Statistical Hypothesis Testing

Fundamentals of Statistical Hypothesis Testing

Scientific hypotheses that are to be tested statistically are always phrased as in the form of a null hypothesis (written H_o). The null hypothesis is that there is no difference between the experimental and control groups (e.g., there are no differences due to sex or age, the drug is not poisonous, the treatment does not cure cancer, etc.). For example, in calculations involving the Chi-Square or F tests, typically the null hypothesis is that there is no difference between the means of the two groups compared. We write:

H_o: µ₁ = µ₂

(the null hypothesis is that the mean (µ) of group 1 equals the mean of group 2).

Statistical tests are attempts to reject the nullµ hypothesis. That is, we estimate the probability that the observed difference between two groups could have been obtained by chance alone. If this probability is less than some predetermined value called the significance level, usually 5% (or sometimes 1%) in biological studies, we say that we reject the null hypothesis. The result is then said to be statistically significant: this is the only correct usage of the term "significant" in science. We conclude that the experimental treatment, or the group difference, is biologically meaningful, and we proceed to analyze why this is so.

Consider a simple, non-biological example. You are tossing pennies with a Mississippi riverboat gambler, and you wonder whether the game is rigged. The null hypothesis is that the probability of heads or tails is equal on each toss (H_o: p_H = p_T). The probability of either result is 1/2: thus, the probabilities of getting 1, 2, 3 or 4 heads in a row are 1/2, 1/4, 1/8, and 1/16, respectively. The probability of the last result is 6.25%, which is greater than the 5% significance value, so a run of four heads is not quite enough evidence to cause us to be suspicious of the coin. However, if five successive tosses turn up heads (p = 1/32 = 3.125%), the probability is less than the predetermined significance level. We reject the null hypothesis at the 5% significance level, and we begin to suspect that the coin is loaded.
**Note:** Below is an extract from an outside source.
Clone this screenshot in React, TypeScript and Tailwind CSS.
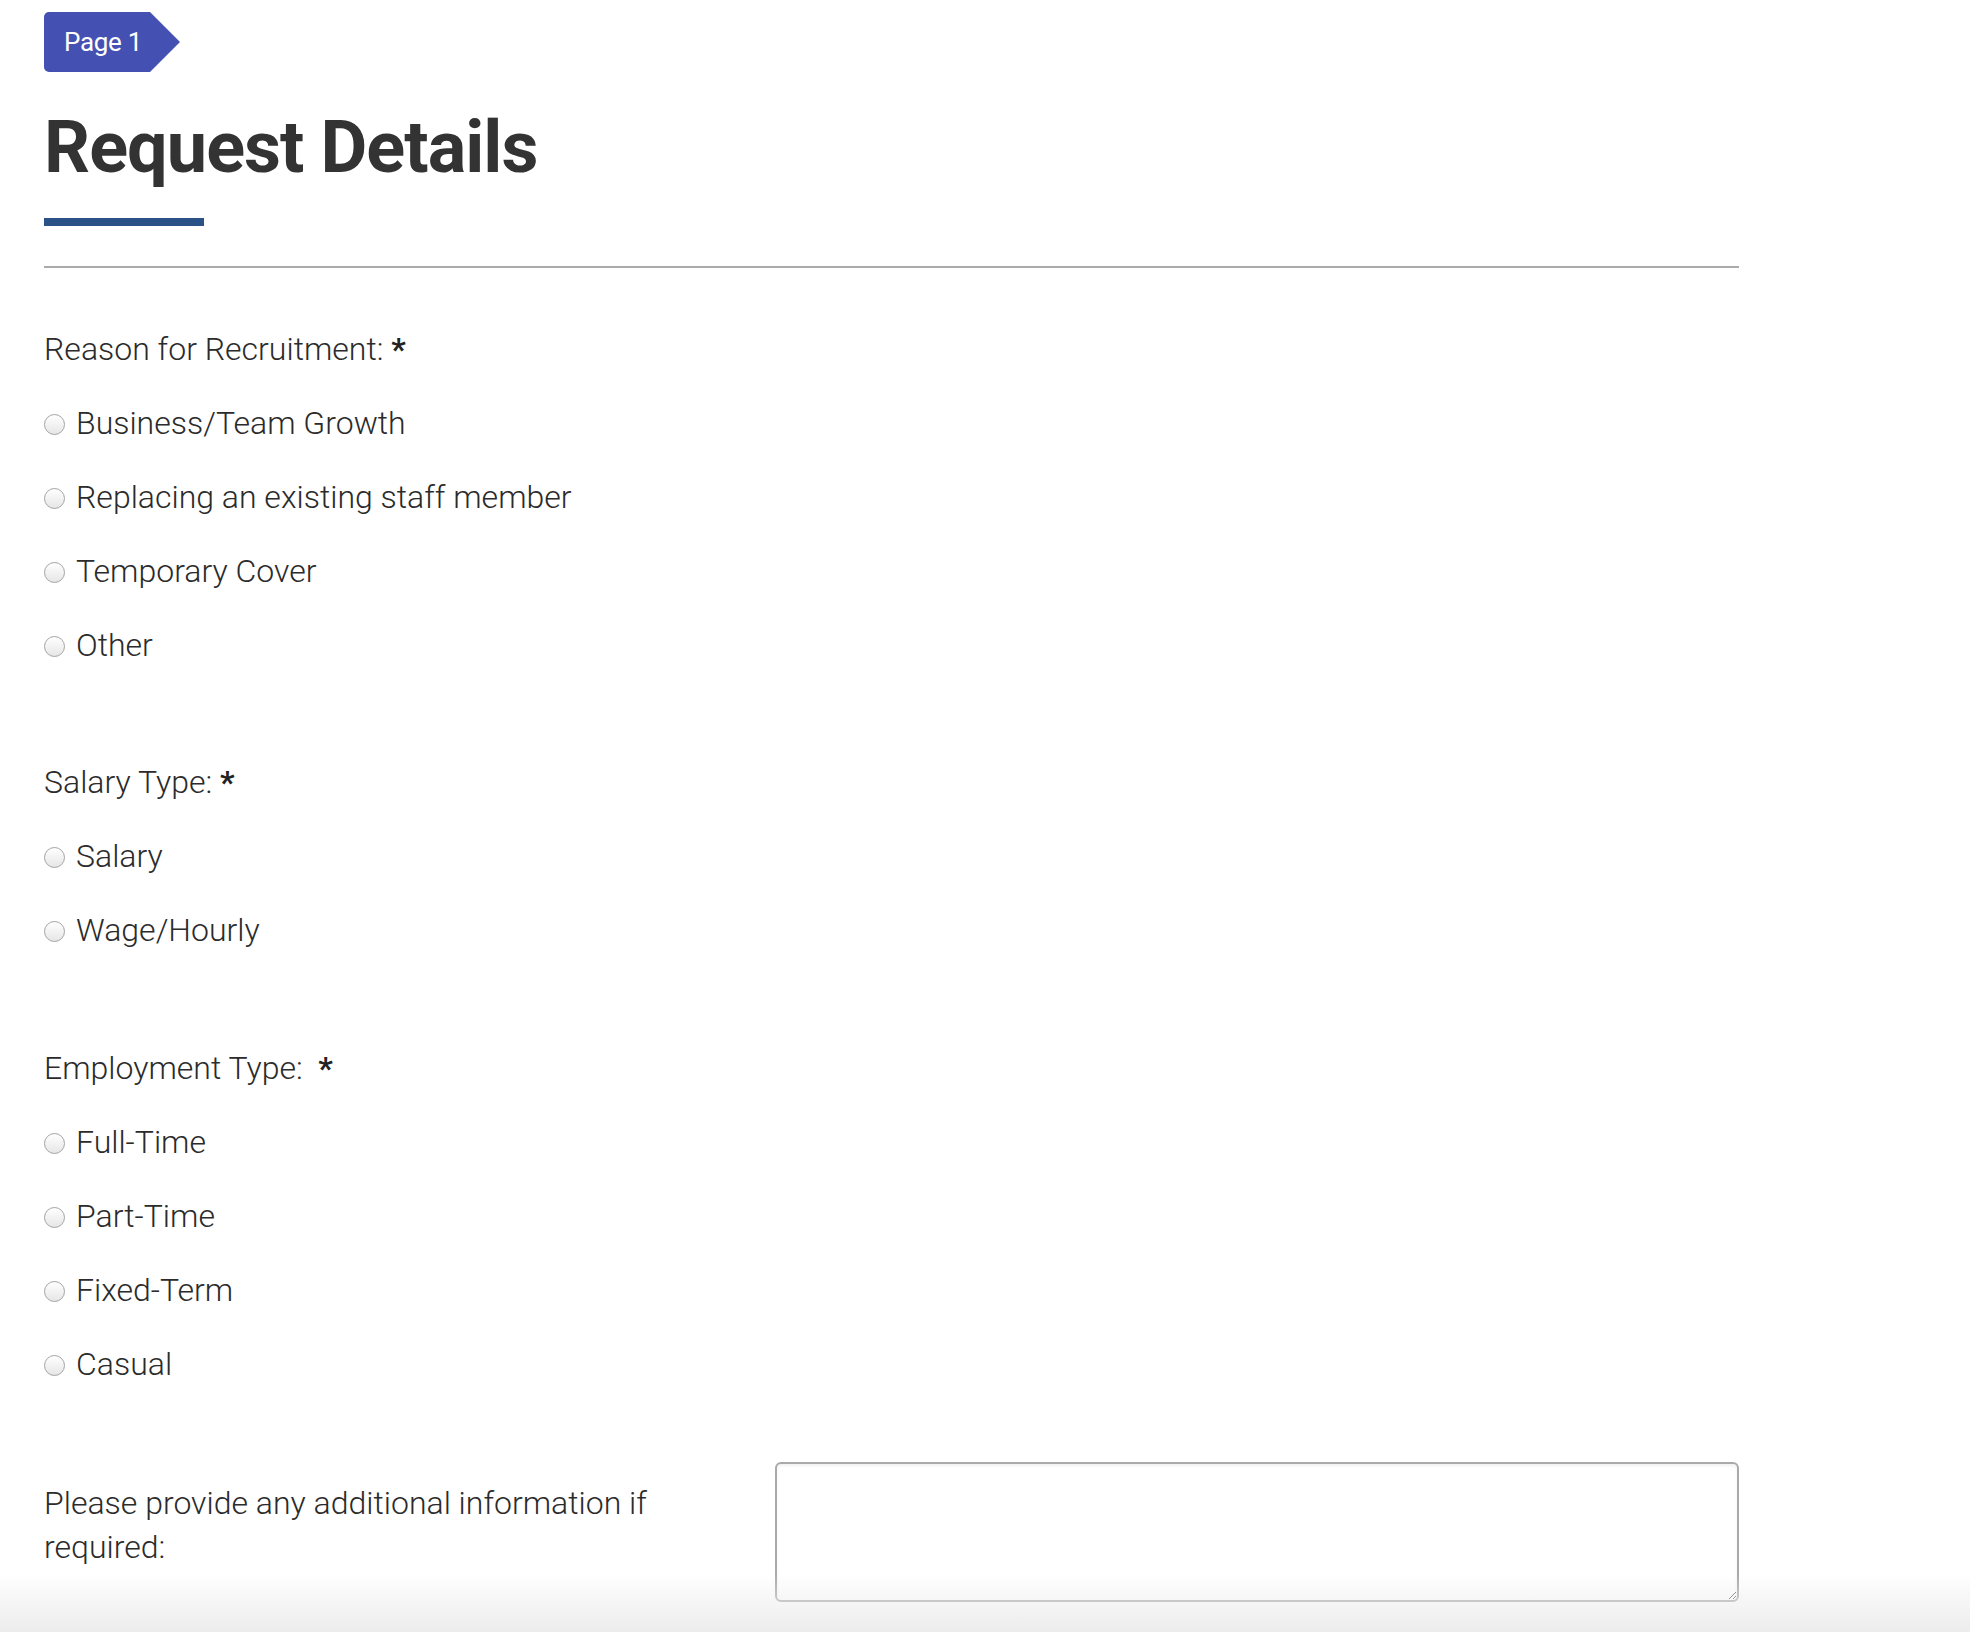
import { useState } from "react";

interface Group {
    name: string;
    label: string;
    options: string[];
    wideGap?: boolean;
}

const groups: Group[] = [
    {
        name: "reason",
        label: "Reason for Recruitment:",
        options: ["Business/Team Growth", "Replacing an existing staff member", "Temporary Cover", "Other"],
    },
    {
        name: "salary",
        label: "Salary Type:",
        options: ["Salary", "Wage/Hourly"],
    },
    {
        name: "employment",
        label: "Employment Type:",
        options: ["Full-Time", "Part-Time", "Fixed-Term", "Casual"],
        wideGap: true,
    },
];

function RadioRow({ name, label, checked, onChange }: { name: string; label: string; checked: boolean; onChange: () => void }) {
    return (
        <label className="flex h-[74px] items-start cursor-pointer">
            <input
                type="radio"
                name={name}
                checked={checked}
                onChange={onChange}
                className="appearance-none mt-[28px] w-[21px] h-[21px] shrink-0 rounded-full border border-[#a3a3a3] bg-linear-to-b from-white to-[#e6e6e6] checked:border-[#4451b2] checked:bg-[#4451b2]"
            />
            <span className="ml-[11px] leading-[74px]">{label}</span>
        </label>
    );
}

export default function App() {
    const [values, setValues] = useState<Record<string, string>>({});
    const [info, setInfo] = useState("");

    return (
        <div className="min-h-screen bg-white text-[#2b2b2b] font-['Roboto','Liberation_Sans',sans-serif]">
            <div className="pl-[44px] pt-[12px] w-[1739px]">
                {/* Page badge */}
                <div className="w-[136px] h-[60px] rounded-l-[5px] bg-[#4451b2] text-white text-[26px] leading-[60px] pl-[20px] tracking-[-0.3px] [clip-path:polygon(0_0,106px_0,136px_50%,106px_100%,0_100%)]">
                    Page 1
                </div>

                <h1 className="mt-[40px] text-[72px] leading-[72px] font-bold tracking-[-0.95px] text-[#333]">Request Details</h1>
                <div className="mt-[34px] w-[160px] h-[8px] bg-[#2a5287]" />
                <div className="mt-[40px] h-[2px] bg-[#aaaaaa]" />

                <div className="mt-[44px] text-[32px] font-light">
                    {groups.map((group, gi) => (
                        <div key={group.name} className={gi === 0 ? "" : gi === 1 ? "mt-[63px]" : "mt-[64px]"}>
                            <div className="h-[74px] leading-[74px]">
                                {group.label}
                                {group.wideGap ? "\u00a0\u00a0" : " "}
                                <span className="font-bold text-[#222]">*</span>
                            </div>
                            {group.options.map((opt) => (
                                <RadioRow
                                    key={opt}
                                    name={group.name}
                                    label={opt}
                                    checked={values[group.name] === opt}
                                    onChange={() => setValues({ ...values, [group.name]: opt })}
                                />
                            ))}
                        </div>
                    ))}

                    <div className="mt-[61px] flex items-start">
                        <p className="w-[690px] shrink-0 mt-[19px] leading-[44px] pr-[20px]">Please provide any additional information if required:</p>
                        <textarea
                            value={info}
                            onChange={(e) => setInfo(e.target.value)}
                            className="ml-[41px] flex-1 h-[140px] rounded-[6px] border-2 border-[#aaaaaa] bg-white shadow-[inset_0_2px_3px_rgba(0,0,0,0.06)] outline-none px-3 py-2 text-[28px]"
                        />
                    </div>
                </div>
            </div>

            {/* bottom fade */}
            <div className="fixed left-0 right-0 bottom-0 h-[58px] pointer-events-none bg-linear-to-b from-white/0 to-[#ececec]" />
        </div>
    );
}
Thus, we make an evidence-based decision to accept or reject the null hypothesis at some pre-determined value. It is important to realize that this conclusion may or may not be correct. Our acceptance or rejection of an hypothesis, and the reality of the truth or falsity of the hypothesis, creates four possibilities, shown below.

Decision / Reality	True	False
Accept	OK	II
Reject	I	OK

The 'OK's indicate two ways of being "right." We may correctly conclude that there is no significant difference (we accept a true null hypothesis: the coin is honest, and we decide that it is), or we may correctly conclude that there is a significant difference (we reject a false null hypothesis: the coin is loaded, and we have found this out). On the other hand, there are also two ways of being "wrong." We may incorrectly conclude that there is a difference (we reject a true null: the coin is really honest, and the gambler was simply "lucky"), or we may incorrectly conclude that there is no difference (we accept a false null: for example, the coin may be loaded to give only 10% more heads, and we didn't get enough evidence in a short game to prove this).
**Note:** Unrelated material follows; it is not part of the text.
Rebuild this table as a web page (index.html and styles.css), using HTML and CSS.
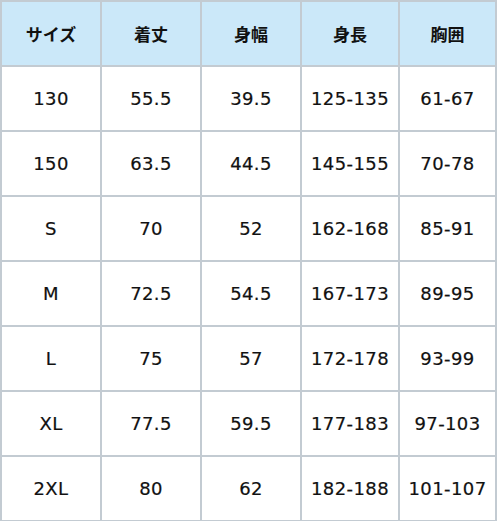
FILE: index.html
```html
<!DOCTYPE html>
<html lang="ja">
<head>
<meta charset="utf-8">
<link rel="stylesheet" href="styles.css">
</head>
<body>
<div class="size-table">
  <div class="cell head">サイズ</div>
  <div class="cell head">着丈</div>
  <div class="cell head">身幅</div>
  <div class="cell head">身長</div>
  <div class="cell head">胸囲</div>

  <div class="cell">130</div><div class="cell">55.5</div><div class="cell">39.5</div><div class="cell">125-135</div><div class="cell">61-67</div>
  <div class="cell">150</div><div class="cell">63.5</div><div class="cell">44.5</div><div class="cell">145-155</div><div class="cell">70-78</div>
  <div class="cell">S</div><div class="cell">70</div><div class="cell">52</div><div class="cell">162-168</div><div class="cell">85-91</div>
  <div class="cell">M</div><div class="cell">72.5</div><div class="cell">54.5</div><div class="cell">167-173</div><div class="cell">89-95</div>
  <div class="cell">L</div><div class="cell">75</div><div class="cell">57</div><div class="cell">172-178</div><div class="cell">93-99</div>
  <div class="cell">XL</div><div class="cell">77.5</div><div class="cell">59.5</div><div class="cell">177-183</div><div class="cell">97-103</div>
  <div class="cell">2XL</div><div class="cell">80</div><div class="cell">62</div><div class="cell">182-188</div><div class="cell">101-107</div>
</div>
</body>
</html>
```

FILE: styles.css
```css
html, body {
  margin: 0;
  padding: 0;
  background: #ffffff;
}

.size-table {
  display: grid;
  grid-template-columns: 98px 98px 98px 96px 95px;
  grid-auto-rows: 63px;
  gap: 2px;
  padding: 2px;
  width: max-content;
  background: #c3cbd2;
  font-family: "DejaVu Sans", "Noto Sans CJK JP", sans-serif;
  color: #111111;
}

.cell {
  display: flex;
  align-items: center;
  justify-content: center;
  background: #ffffff;
  font-size: 18px;
  font-weight: 400;
  letter-spacing: 0.4px;
  -webkit-text-stroke: 0.2px #111111;
}

.cell.head {
  background: #cbe8f9;
  font-family: "Noto Sans CJK JP", sans-serif;
  font-size: 17px;
  font-weight: 700;
  letter-spacing: 0;
  -webkit-text-stroke: 0;
}
```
The first kind of mistake is referred to as "Type I error", and the latter as "Type II error". In experimental biology, we are ordinarily most concerned to reduce the probability of Type I error: we do not wish to conclude that there is a difference unless we are very sure of the evidence. For example, we don't want to waste time trying to explain a phenomenon that may have occurred by chance, or waste money developing a new drug that doesn't cure cancer. In biology, the pre-determined significance level typically sets the upper limit of Type I error at 5%: thus the proportion of errors of this type does not exceed one in twenty. [We are talking here about the conscientious biologist: the quack doctor sells his cancer cure if there is the slightest evidence that it makes a difference].

On the other hand, certain types of biomedical experiments may be equally or even more concerned with Type II error. A physician does not want to prescribe a cancer drug unless she is certain about its effectiveness (she wants to minimize Type I error). At the same time, the pharmaceutical company that manufactures the drug will not market it if there is any evidence that it causes birth defects (it wants to minimize Type II error). A significance level of 1% or lower might be set in the clinical trials for effectiveness against cancer; a significance level as high as 50% might be set in the teratogenicity tests.

As noted above, a "significant" result means only that it differs from that expected by chance alone: it does not mean that the difference is large. An observed result may be (statistically) significant without being of large (biological) magnitude. The ability of a test to detect a difference of a particular magnitude is called the power of the test, and is typically dependent on the sample size. With a small sample size, only relatively large differences can be shown to be significant, whereas with extremely large samples, even very small differences can be shown to be significant. For example, comparison of 20 weasel skulls from the island of Newfoundland with twenty from the mainland is sufficient to show that island animals are on average 10% larger and that the result is significant, whereas samples of nearly a thousand inshore and offshore codfish show that a genetic difference of less 0.2% is significant. A practical consequence of the difference is that it is possible to assign a weasel skull to the correct population of origin with considerable accuracy, whereas success in re-assignment of a codfish to its source population is little better than chance.